Code that builds pages

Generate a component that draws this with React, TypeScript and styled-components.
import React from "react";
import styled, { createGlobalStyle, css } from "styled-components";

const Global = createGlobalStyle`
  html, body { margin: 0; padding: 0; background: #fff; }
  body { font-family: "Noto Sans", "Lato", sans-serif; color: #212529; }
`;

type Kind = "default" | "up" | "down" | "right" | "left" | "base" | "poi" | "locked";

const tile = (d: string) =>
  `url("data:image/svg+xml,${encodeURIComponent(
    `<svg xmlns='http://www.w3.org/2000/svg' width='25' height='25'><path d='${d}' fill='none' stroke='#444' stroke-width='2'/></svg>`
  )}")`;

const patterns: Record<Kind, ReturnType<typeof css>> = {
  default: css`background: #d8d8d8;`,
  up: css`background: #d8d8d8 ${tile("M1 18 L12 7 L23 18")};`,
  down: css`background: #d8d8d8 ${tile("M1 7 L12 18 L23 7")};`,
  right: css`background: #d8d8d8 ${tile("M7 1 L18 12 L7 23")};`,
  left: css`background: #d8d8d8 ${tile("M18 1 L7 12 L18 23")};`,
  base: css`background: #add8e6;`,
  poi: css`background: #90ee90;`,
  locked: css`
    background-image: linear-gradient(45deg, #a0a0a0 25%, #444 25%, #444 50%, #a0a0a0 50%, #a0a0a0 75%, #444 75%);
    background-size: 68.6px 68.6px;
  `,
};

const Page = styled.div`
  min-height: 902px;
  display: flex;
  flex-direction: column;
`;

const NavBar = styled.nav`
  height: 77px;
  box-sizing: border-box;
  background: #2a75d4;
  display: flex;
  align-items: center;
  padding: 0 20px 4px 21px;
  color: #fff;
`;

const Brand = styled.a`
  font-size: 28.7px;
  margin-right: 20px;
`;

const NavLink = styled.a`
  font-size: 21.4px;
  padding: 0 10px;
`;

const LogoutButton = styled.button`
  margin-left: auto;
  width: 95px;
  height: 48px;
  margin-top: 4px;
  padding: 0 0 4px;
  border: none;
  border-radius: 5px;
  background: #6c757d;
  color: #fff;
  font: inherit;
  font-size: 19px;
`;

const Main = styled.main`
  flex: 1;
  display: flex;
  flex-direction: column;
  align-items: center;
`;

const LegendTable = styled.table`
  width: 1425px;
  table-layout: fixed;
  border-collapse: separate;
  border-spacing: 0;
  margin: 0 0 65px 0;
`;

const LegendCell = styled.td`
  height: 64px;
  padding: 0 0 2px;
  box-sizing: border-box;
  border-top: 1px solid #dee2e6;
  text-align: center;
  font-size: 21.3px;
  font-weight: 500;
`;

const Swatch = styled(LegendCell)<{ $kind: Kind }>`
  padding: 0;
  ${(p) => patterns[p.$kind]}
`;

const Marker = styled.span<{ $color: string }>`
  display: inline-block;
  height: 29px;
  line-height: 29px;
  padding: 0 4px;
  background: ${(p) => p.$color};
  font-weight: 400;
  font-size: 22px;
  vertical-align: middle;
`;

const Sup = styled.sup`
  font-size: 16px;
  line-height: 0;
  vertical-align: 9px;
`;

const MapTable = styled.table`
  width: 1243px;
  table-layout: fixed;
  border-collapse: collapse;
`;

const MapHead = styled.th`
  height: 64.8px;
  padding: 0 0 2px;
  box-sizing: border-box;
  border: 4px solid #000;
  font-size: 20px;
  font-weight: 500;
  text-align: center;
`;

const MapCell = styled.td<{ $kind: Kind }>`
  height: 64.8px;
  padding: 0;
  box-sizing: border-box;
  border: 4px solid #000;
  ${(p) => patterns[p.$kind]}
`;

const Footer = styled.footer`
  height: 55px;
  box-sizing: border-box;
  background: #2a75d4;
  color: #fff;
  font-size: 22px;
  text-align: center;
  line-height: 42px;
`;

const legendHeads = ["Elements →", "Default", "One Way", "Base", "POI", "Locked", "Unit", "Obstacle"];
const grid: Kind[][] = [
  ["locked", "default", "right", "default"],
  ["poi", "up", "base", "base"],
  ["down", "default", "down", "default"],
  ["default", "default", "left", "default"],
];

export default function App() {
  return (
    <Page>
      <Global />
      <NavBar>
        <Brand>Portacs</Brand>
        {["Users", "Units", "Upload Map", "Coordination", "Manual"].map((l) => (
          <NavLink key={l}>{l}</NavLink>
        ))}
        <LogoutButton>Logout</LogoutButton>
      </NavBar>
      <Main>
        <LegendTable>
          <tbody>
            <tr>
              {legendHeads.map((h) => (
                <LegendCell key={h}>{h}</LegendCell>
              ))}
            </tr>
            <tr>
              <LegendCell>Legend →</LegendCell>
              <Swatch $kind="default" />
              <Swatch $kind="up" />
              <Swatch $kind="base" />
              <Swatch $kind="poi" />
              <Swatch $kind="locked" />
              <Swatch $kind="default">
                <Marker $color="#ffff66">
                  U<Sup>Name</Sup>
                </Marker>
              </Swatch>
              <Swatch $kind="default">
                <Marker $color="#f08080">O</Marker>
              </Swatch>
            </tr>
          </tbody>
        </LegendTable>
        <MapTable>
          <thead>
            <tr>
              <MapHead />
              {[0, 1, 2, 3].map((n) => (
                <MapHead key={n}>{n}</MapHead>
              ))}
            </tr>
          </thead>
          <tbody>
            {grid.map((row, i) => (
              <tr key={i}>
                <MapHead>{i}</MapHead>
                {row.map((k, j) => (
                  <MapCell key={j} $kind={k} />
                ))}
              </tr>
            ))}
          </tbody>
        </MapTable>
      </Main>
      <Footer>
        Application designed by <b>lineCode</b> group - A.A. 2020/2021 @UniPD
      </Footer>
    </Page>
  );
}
==
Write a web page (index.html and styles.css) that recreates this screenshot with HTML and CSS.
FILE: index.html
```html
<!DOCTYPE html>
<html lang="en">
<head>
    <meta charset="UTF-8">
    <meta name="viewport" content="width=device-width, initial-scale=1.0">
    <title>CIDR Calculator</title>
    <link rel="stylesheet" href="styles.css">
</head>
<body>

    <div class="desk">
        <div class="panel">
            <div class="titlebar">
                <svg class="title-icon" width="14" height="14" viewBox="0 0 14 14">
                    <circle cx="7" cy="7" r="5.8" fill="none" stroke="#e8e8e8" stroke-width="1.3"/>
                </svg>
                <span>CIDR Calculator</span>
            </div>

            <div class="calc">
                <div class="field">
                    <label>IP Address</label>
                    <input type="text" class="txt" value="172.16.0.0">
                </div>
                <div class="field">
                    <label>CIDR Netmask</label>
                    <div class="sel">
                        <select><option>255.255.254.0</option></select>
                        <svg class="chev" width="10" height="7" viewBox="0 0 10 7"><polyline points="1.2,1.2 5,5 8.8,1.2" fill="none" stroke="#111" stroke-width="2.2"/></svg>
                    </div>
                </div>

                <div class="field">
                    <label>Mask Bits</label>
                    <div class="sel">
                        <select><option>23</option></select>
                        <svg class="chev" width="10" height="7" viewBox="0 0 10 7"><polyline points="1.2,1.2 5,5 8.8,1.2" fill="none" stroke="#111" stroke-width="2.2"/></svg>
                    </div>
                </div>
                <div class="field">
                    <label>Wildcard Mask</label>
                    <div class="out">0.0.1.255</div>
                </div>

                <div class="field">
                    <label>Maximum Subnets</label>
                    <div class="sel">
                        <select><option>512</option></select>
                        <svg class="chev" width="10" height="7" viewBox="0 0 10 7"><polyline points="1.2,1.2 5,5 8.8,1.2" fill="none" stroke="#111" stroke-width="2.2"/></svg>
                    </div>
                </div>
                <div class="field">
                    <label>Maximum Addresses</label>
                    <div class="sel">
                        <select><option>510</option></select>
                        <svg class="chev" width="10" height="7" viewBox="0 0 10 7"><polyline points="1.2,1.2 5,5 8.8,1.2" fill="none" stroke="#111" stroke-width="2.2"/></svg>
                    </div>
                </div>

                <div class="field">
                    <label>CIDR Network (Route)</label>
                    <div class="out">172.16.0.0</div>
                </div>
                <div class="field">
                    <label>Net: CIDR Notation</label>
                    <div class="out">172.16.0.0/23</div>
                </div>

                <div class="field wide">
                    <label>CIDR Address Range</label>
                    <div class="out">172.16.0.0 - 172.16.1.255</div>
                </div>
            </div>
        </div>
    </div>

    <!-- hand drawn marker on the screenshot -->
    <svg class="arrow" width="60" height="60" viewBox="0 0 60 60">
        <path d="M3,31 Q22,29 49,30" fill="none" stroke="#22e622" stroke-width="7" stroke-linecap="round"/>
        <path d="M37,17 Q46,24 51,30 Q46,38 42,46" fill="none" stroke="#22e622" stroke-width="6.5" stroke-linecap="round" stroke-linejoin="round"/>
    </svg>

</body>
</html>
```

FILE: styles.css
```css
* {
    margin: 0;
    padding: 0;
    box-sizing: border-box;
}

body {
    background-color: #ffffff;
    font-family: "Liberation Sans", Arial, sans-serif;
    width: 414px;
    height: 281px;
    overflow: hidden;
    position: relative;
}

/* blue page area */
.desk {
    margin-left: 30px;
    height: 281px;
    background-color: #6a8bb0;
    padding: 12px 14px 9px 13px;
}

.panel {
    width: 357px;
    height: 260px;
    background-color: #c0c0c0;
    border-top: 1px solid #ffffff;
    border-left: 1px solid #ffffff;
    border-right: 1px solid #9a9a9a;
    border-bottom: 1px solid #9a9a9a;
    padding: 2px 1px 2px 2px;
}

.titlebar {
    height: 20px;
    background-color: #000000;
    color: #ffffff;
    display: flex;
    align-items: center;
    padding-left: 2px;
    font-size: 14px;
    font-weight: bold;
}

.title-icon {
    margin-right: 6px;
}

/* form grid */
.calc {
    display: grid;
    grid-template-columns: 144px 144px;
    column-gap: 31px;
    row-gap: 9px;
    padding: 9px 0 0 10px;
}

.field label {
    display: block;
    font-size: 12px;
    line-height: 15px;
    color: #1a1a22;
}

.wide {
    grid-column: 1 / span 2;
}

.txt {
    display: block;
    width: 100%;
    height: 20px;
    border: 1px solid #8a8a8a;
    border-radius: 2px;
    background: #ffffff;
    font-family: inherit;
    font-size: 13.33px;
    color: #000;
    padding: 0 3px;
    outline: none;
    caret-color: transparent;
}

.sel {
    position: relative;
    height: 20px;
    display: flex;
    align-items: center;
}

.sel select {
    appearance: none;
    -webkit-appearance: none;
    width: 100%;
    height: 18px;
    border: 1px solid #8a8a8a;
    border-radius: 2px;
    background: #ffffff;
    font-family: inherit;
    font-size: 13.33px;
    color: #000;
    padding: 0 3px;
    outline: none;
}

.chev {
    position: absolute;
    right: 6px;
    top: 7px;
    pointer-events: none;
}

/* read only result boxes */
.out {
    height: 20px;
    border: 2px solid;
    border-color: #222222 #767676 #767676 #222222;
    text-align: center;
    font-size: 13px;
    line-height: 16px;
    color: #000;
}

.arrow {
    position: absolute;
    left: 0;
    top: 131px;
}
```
==
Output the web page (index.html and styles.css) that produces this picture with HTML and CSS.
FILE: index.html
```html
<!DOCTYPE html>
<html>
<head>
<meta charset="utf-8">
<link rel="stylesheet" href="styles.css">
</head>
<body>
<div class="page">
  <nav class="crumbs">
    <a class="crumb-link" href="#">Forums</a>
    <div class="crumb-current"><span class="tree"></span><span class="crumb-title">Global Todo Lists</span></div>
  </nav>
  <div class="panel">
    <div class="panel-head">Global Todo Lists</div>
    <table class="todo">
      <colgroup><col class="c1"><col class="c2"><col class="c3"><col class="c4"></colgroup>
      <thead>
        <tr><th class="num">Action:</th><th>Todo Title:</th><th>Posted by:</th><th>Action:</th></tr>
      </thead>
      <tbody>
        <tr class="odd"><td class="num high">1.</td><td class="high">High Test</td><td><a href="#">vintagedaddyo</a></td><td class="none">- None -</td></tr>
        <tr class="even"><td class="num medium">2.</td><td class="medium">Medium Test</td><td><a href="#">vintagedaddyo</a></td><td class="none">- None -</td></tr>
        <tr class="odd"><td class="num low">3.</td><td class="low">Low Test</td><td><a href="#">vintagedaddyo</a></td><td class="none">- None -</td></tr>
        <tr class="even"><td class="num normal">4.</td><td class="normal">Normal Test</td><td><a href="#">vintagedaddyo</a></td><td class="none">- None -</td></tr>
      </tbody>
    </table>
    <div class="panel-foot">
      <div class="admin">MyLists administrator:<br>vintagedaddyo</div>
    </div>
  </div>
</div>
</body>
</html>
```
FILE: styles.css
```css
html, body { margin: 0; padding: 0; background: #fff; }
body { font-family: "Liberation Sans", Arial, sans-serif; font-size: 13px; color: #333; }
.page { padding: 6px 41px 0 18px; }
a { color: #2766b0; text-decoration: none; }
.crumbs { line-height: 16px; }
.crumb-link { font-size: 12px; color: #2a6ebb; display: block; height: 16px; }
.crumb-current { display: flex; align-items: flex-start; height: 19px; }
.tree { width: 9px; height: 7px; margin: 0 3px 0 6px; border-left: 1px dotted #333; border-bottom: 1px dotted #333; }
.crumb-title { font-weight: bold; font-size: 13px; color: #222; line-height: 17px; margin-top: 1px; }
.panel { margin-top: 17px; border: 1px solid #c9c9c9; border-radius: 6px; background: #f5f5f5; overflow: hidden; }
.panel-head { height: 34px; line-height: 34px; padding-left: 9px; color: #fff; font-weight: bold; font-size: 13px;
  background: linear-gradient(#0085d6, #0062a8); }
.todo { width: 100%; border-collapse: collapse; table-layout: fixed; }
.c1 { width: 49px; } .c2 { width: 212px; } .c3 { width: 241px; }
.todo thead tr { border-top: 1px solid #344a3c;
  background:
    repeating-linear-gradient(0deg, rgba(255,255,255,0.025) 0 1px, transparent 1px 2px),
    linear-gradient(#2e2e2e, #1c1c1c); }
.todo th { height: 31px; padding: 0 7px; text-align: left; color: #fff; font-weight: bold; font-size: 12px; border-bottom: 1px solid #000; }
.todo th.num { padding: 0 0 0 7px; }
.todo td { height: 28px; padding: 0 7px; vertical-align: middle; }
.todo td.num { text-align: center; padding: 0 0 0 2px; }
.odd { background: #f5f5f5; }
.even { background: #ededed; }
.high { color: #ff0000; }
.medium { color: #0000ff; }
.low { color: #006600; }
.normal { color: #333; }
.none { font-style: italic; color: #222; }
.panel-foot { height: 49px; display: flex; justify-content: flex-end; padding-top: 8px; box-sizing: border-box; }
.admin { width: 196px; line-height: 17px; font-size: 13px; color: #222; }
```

= BRIEF =
Copy each line above that contains the string "with".

= RESPONSE TO THE EXERCISE =
Generate a component that draws this with React, TypeScript and styled-components.
Write a web page (index.html and styles.css) that recreates this screenshot with HTML and CSS.
Output the web page (index.html and styles.css) that produces this picture with HTML and CSS.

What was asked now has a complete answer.